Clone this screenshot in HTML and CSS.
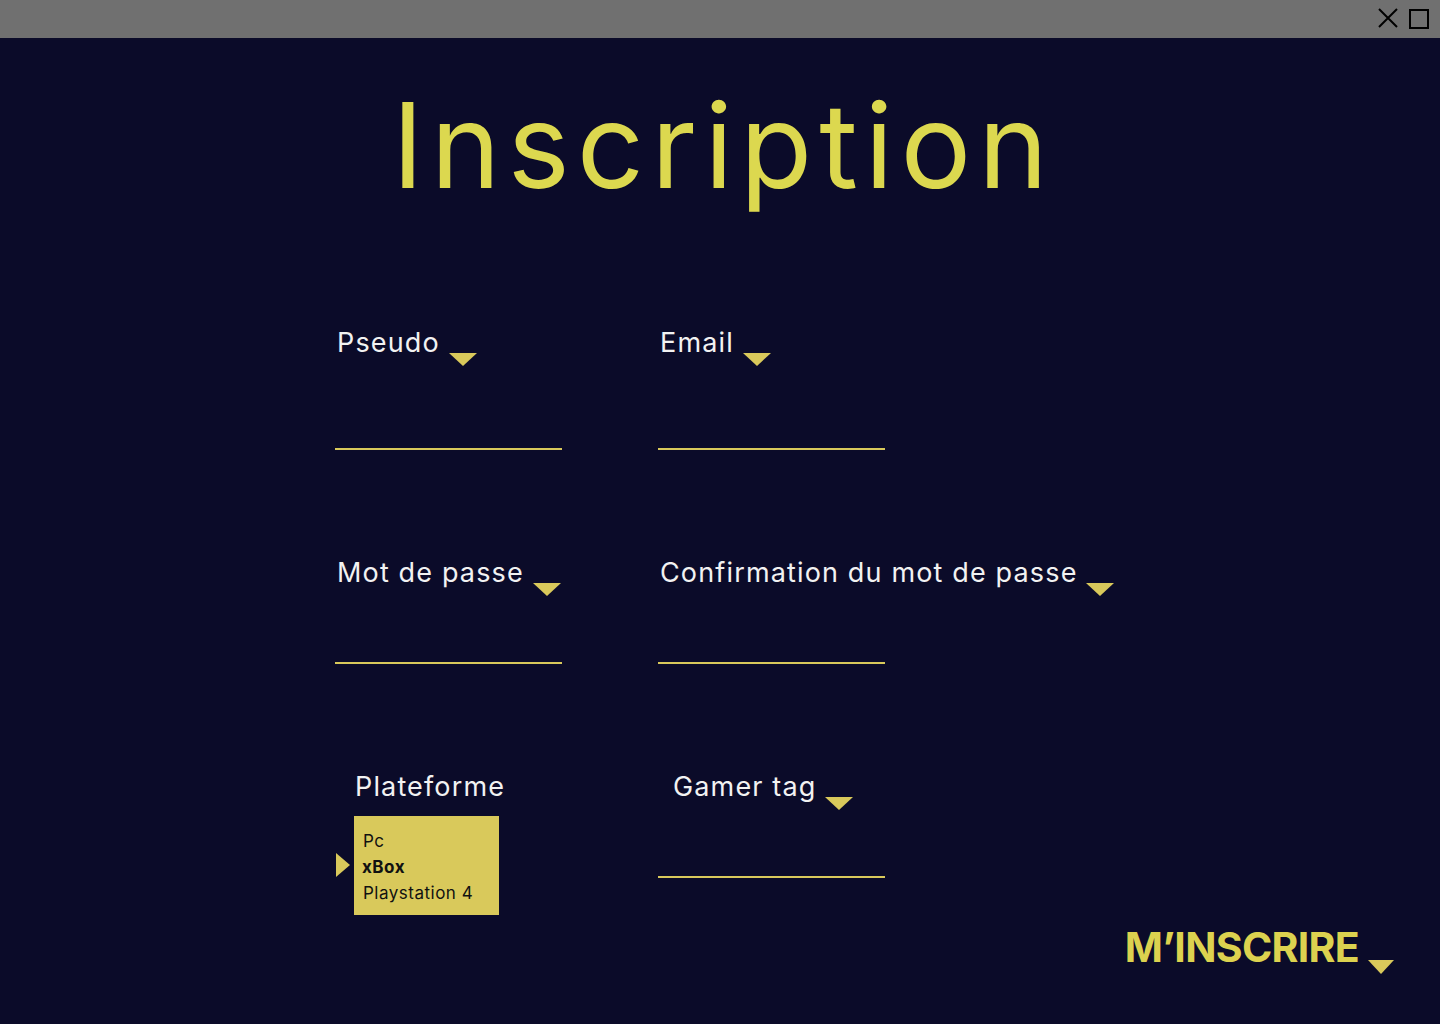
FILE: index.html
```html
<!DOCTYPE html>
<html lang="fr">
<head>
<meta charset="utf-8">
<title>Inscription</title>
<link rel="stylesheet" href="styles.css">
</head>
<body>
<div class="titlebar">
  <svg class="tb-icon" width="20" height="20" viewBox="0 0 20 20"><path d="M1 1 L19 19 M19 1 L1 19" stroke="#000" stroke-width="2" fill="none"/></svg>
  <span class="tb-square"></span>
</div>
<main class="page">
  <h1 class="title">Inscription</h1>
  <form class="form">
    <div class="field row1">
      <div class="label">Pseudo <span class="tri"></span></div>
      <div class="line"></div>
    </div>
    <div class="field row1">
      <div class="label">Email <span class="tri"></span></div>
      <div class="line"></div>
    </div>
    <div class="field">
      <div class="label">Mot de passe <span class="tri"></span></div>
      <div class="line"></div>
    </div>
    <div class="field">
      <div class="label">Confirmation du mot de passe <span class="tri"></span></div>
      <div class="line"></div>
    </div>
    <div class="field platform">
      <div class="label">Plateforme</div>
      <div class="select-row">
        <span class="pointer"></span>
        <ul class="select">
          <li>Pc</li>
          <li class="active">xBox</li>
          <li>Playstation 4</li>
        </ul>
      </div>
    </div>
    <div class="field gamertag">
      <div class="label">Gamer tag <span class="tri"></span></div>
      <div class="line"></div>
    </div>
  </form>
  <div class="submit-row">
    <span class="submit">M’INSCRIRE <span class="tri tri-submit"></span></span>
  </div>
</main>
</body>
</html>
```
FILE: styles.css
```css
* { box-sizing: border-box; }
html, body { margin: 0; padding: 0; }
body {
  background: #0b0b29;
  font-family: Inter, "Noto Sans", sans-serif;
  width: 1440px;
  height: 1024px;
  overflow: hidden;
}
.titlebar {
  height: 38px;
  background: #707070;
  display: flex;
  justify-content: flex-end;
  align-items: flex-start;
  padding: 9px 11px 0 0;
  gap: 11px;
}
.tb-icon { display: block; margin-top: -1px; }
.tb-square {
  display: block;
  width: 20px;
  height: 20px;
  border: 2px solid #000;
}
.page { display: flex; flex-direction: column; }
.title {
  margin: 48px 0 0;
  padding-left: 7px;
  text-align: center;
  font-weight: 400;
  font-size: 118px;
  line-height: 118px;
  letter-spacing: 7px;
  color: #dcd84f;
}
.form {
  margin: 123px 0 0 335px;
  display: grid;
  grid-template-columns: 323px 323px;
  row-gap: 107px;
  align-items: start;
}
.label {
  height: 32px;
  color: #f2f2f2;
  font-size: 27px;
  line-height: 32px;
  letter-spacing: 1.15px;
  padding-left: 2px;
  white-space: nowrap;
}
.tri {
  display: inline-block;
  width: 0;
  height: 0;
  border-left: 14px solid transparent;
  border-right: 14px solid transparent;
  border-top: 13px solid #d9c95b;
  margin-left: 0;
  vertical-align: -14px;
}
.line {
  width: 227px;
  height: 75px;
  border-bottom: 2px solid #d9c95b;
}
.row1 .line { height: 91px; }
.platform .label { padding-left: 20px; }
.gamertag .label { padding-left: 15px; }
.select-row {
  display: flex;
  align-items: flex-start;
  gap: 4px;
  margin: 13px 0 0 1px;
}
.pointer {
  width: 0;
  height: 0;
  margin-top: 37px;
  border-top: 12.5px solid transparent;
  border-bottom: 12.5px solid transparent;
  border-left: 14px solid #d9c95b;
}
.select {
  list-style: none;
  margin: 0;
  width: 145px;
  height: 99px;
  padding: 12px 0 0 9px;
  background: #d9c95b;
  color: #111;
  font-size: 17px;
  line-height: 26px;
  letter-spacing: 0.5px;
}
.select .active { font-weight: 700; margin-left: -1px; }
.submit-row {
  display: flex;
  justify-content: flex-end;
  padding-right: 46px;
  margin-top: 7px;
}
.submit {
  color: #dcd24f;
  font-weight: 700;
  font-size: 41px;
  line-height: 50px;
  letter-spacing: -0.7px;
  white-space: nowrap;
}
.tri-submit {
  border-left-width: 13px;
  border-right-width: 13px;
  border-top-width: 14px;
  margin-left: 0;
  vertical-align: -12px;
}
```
# # #
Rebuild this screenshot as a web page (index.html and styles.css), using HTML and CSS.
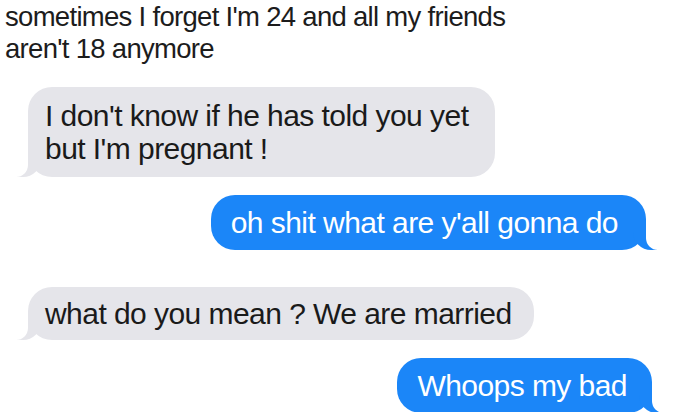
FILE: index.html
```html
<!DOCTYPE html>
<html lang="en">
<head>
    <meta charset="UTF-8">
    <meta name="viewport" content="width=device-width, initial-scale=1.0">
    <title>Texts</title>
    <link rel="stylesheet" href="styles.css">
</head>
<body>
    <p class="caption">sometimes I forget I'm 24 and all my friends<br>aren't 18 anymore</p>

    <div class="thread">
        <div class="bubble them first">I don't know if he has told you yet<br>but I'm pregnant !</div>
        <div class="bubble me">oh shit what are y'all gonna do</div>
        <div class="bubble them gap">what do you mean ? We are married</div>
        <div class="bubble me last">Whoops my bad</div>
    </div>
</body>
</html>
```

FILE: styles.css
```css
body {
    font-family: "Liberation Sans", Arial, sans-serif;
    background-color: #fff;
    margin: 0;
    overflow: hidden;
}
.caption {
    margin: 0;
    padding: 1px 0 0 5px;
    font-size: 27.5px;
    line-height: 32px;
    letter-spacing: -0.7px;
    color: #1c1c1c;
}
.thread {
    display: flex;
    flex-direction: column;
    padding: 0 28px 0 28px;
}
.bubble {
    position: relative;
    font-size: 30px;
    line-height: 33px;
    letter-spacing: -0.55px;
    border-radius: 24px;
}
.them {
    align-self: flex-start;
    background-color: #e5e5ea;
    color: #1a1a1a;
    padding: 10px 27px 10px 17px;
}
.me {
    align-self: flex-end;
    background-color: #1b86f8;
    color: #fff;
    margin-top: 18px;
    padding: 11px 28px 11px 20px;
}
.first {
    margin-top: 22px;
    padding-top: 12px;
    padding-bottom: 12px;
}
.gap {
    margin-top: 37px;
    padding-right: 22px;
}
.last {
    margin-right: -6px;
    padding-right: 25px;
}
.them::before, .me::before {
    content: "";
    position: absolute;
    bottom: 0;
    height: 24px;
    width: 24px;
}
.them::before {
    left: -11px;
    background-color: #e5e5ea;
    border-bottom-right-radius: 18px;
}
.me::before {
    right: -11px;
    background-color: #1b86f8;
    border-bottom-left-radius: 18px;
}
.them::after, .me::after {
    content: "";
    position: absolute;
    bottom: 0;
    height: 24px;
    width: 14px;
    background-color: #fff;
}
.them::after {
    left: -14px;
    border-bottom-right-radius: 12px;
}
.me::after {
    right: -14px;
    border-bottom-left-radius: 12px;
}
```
# # #
> **Directive**
List all lines from the entries that include the word "this".

> **Answer**
Clone this screenshot in HTML and CSS.
Rebuild this screenshot as a web page (index.html and styles.css), using HTML and CSS.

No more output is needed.